WORK INSTRUCTIONS: Provide an exact copy of the data, excluding the images.

━━━━━━━━

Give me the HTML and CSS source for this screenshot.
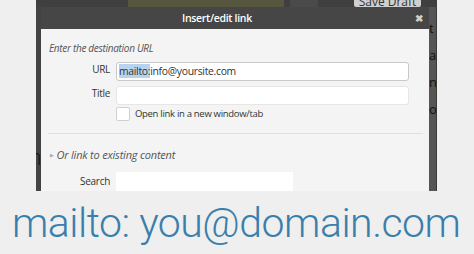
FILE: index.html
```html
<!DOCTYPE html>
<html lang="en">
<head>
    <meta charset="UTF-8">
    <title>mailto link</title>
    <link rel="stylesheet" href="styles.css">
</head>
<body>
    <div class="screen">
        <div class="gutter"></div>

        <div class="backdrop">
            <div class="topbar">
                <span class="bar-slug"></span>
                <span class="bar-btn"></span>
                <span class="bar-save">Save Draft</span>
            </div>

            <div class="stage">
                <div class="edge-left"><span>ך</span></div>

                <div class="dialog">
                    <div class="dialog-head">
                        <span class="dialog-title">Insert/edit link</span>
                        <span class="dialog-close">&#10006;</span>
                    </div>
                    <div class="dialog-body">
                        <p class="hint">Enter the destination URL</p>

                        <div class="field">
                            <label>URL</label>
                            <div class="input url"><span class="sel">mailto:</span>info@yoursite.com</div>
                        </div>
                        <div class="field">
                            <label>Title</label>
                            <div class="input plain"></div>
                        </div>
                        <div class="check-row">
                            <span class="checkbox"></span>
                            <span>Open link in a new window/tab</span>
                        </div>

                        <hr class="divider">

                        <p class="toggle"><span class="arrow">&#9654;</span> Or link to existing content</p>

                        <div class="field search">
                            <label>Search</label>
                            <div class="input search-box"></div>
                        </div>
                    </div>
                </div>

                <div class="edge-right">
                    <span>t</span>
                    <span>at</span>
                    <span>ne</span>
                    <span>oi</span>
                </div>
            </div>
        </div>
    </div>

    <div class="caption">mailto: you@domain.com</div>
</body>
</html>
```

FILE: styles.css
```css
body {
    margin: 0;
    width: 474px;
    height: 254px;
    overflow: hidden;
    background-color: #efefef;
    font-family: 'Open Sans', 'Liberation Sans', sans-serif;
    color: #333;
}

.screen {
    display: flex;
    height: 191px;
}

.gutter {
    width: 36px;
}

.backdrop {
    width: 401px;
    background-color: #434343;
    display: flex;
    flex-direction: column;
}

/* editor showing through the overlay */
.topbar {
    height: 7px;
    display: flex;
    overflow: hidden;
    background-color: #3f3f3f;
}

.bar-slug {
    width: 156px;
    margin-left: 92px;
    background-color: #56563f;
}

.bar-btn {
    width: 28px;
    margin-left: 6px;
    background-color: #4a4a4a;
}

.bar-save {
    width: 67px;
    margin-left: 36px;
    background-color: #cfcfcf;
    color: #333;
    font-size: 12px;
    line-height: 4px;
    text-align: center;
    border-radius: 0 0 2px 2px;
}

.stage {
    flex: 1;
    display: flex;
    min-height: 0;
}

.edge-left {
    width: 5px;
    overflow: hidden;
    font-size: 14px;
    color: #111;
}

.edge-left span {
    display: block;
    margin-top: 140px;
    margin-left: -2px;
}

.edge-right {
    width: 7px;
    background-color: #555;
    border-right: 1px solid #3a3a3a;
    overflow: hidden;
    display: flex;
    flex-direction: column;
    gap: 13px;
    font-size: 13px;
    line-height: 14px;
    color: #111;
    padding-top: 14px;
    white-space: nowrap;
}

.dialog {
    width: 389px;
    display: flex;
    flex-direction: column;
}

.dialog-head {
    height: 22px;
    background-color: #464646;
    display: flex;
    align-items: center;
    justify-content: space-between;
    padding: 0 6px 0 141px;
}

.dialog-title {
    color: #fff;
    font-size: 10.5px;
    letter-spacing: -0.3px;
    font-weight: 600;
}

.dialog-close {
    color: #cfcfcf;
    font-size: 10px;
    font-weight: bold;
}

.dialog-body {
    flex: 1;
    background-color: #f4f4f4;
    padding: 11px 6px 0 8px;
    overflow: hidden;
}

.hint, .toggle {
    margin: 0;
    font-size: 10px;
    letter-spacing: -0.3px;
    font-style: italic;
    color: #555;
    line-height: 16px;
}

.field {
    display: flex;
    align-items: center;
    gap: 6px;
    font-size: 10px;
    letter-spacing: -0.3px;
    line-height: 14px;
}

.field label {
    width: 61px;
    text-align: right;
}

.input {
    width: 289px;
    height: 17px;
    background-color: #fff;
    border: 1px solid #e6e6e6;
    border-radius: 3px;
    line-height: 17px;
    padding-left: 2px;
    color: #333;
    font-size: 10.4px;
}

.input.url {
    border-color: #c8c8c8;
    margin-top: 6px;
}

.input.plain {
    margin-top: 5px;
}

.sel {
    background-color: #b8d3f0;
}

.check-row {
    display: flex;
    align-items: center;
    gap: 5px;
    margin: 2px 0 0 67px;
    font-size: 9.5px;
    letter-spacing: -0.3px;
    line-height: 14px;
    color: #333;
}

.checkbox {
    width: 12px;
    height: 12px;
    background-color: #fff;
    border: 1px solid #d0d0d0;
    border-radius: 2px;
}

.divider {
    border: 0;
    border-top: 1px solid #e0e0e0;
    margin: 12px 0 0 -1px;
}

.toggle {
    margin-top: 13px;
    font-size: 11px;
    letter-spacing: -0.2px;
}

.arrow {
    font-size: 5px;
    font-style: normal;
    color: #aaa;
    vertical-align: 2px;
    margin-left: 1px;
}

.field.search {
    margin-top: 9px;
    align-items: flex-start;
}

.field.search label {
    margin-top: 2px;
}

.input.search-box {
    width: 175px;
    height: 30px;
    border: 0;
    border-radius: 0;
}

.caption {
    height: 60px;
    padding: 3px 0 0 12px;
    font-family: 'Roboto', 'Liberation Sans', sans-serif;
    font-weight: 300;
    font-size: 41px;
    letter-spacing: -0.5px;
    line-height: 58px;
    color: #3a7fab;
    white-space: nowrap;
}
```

━━━━━━━━

COMPLETED TASK:
Give me the HTML and CSS source for this screenshot.
FILE: index.html
```html
<!DOCTYPE html>
<html lang="en">
<head>
    <meta charset="UTF-8">
    <title>mailto link</title>
    <link rel="stylesheet" href="styles.css">
</head>
<body>
    <div class="screen">
        <div class="gutter"></div>

        <div class="backdrop">
            <div class="topbar">
                <span class="bar-slug"></span>
                <span class="bar-btn"></span>
                <span class="bar-save">Save Draft</span>
            </div>

            <div class="stage">
                <div class="edge-left"><span>ך</span></div>

                <div class="dialog">
                    <div class="dialog-head">
                        <span class="dialog-title">Insert/edit link</span>
                        <span class="dialog-close">&#10006;</span>
                    </div>
                    <div class="dialog-body">
                        <p class="hint">Enter the destination URL</p>

                        <div class="field">
                            <label>URL</label>
                            <div class="input url"><span class="sel">mailto:</span>info@yoursite.com</div>
                        </div>
                        <div class="field">
                            <label>Title</label>
                            <div class="input plain"></div>
                        </div>
                        <div class="check-row">
                            <span class="checkbox"></span>
                            <span>Open link in a new window/tab</span>
                        </div>

                        <hr class="divider">

                        <p class="toggle"><span class="arrow">&#9654;</span> Or link to existing content</p>

                        <div class="field search">
                            <label>Search</label>
                            <div class="input search-box"></div>
                        </div>
                    </div>
                </div>

                <div class="edge-right">
                    <span>t</span>
                    <span>at</span>
                    <span>ne</span>
                    <span>oi</span>
                </div>
            </div>
        </div>
    </div>

    <div class="caption">mailto: you@domain.com</div>
</body>
</html>
```

FILE: styles.css
```css
body {
    margin: 0;
    width: 474px;
    height: 254px;
    overflow: hidden;
    background-color: #efefef;
    font-family: 'Open Sans', 'Liberation Sans', sans-serif;
    color: #333;
}

.screen {
    display: flex;
    height: 191px;
}

.gutter {
    width: 36px;
}

.backdrop {
    width: 401px;
    background-color: #434343;
    display: flex;
    flex-direction: column;
}

/* editor showing through the overlay */
.topbar {
    height: 7px;
    display: flex;
    overflow: hidden;
    background-color: #3f3f3f;
}

.bar-slug {
    width: 156px;
    margin-left: 92px;
    background-color: #56563f;
}

.bar-btn {
    width: 28px;
    margin-left: 6px;
    background-color: #4a4a4a;
}

.bar-save {
    width: 67px;
    margin-left: 36px;
    background-color: #cfcfcf;
    color: #333;
    font-size: 12px;
    line-height: 4px;
    text-align: center;
    border-radius: 0 0 2px 2px;
}

.stage {
    flex: 1;
    display: flex;
    min-height: 0;
}

.edge-left {
    width: 5px;
    overflow: hidden;
    font-size: 14px;
    color: #111;
}

.edge-left span {
    display: block;
    margin-top: 140px;
    margin-left: -2px;
}

.edge-right {
    width: 7px;
    background-color: #555;
    border-right: 1px solid #3a3a3a;
    overflow: hidden;
    display: flex;
    flex-direction: column;
    gap: 13px;
    font-size: 13px;
    line-height: 14px;
    color: #111;
    padding-top: 14px;
    white-space: nowrap;
}

.dialog {
    width: 389px;
    display: flex;
    flex-direction: column;
}

.dialog-head {
    height: 22px;
    background-color: #464646;
    display: flex;
    align-items: center;
    justify-content: space-between;
    padding: 0 6px 0 141px;
}

.dialog-title {
    color: #fff;
    font-size: 10.5px;
    letter-spacing: -0.3px;
    font-weight: 600;
}

.dialog-close {
    color: #cfcfcf;
    font-size: 10px;
    font-weight: bold;
}

.dialog-body {
    flex: 1;
    background-color: #f4f4f4;
    padding: 11px 6px 0 8px;
    overflow: hidden;
}

.hint, .toggle {
    margin: 0;
    font-size: 10px;
    letter-spacing: -0.3px;
    font-style: italic;
    color: #555;
    line-height: 16px;
}

.field {
    display: flex;
    align-items: center;
    gap: 6px;
    font-size: 10px;
    letter-spacing: -0.3px;
    line-height: 14px;
}

.field label {
    width: 61px;
    text-align: right;
}

.input {
    width: 289px;
    height: 17px;
    background-color: #fff;
    border: 1px solid #e6e6e6;
    border-radius: 3px;
    line-height: 17px;
    padding-left: 2px;
    color: #333;
    font-size: 10.4px;
}

.input.url {
    border-color: #c8c8c8;
    margin-top: 6px;
}

.input.plain {
    margin-top: 5px;
}

.sel {
    background-color: #b8d3f0;
}

.check-row {
    display: flex;
    align-items: center;
    gap: 5px;
    margin: 2px 0 0 67px;
    font-size: 9.5px;
    letter-spacing: -0.3px;
    line-height: 14px;
    color: #333;
}

.checkbox {
    width: 12px;
    height: 12px;
    background-color: #fff;
    border: 1px solid #d0d0d0;
    border-radius: 2px;
}

.divider {
    border: 0;
    border-top: 1px solid #e0e0e0;
    margin: 12px 0 0 -1px;
}

.toggle {
    margin-top: 13px;
    font-size: 11px;
    letter-spacing: -0.2px;
}

.arrow {
    font-size: 5px;
    font-style: normal;
    color: #aaa;
    vertical-align: 2px;
    margin-left: 1px;
}

.field.search {
    margin-top: 9px;
    align-items: flex-start;
}

.field.search label {
    margin-top: 2px;
}

.input.search-box {
    width: 175px;
    height: 30px;
    border: 0;
    border-radius: 0;
}

.caption {
    height: 60px;
    padding: 3px 0 0 12px;
    font-family: 'Roboto', 'Liberation Sans', sans-serif;
    font-weight: 300;
    font-size: 41px;
    letter-spacing: -0.5px;
    line-height: 58px;
    color: #3a7fab;
    white-space: nowrap;
}
```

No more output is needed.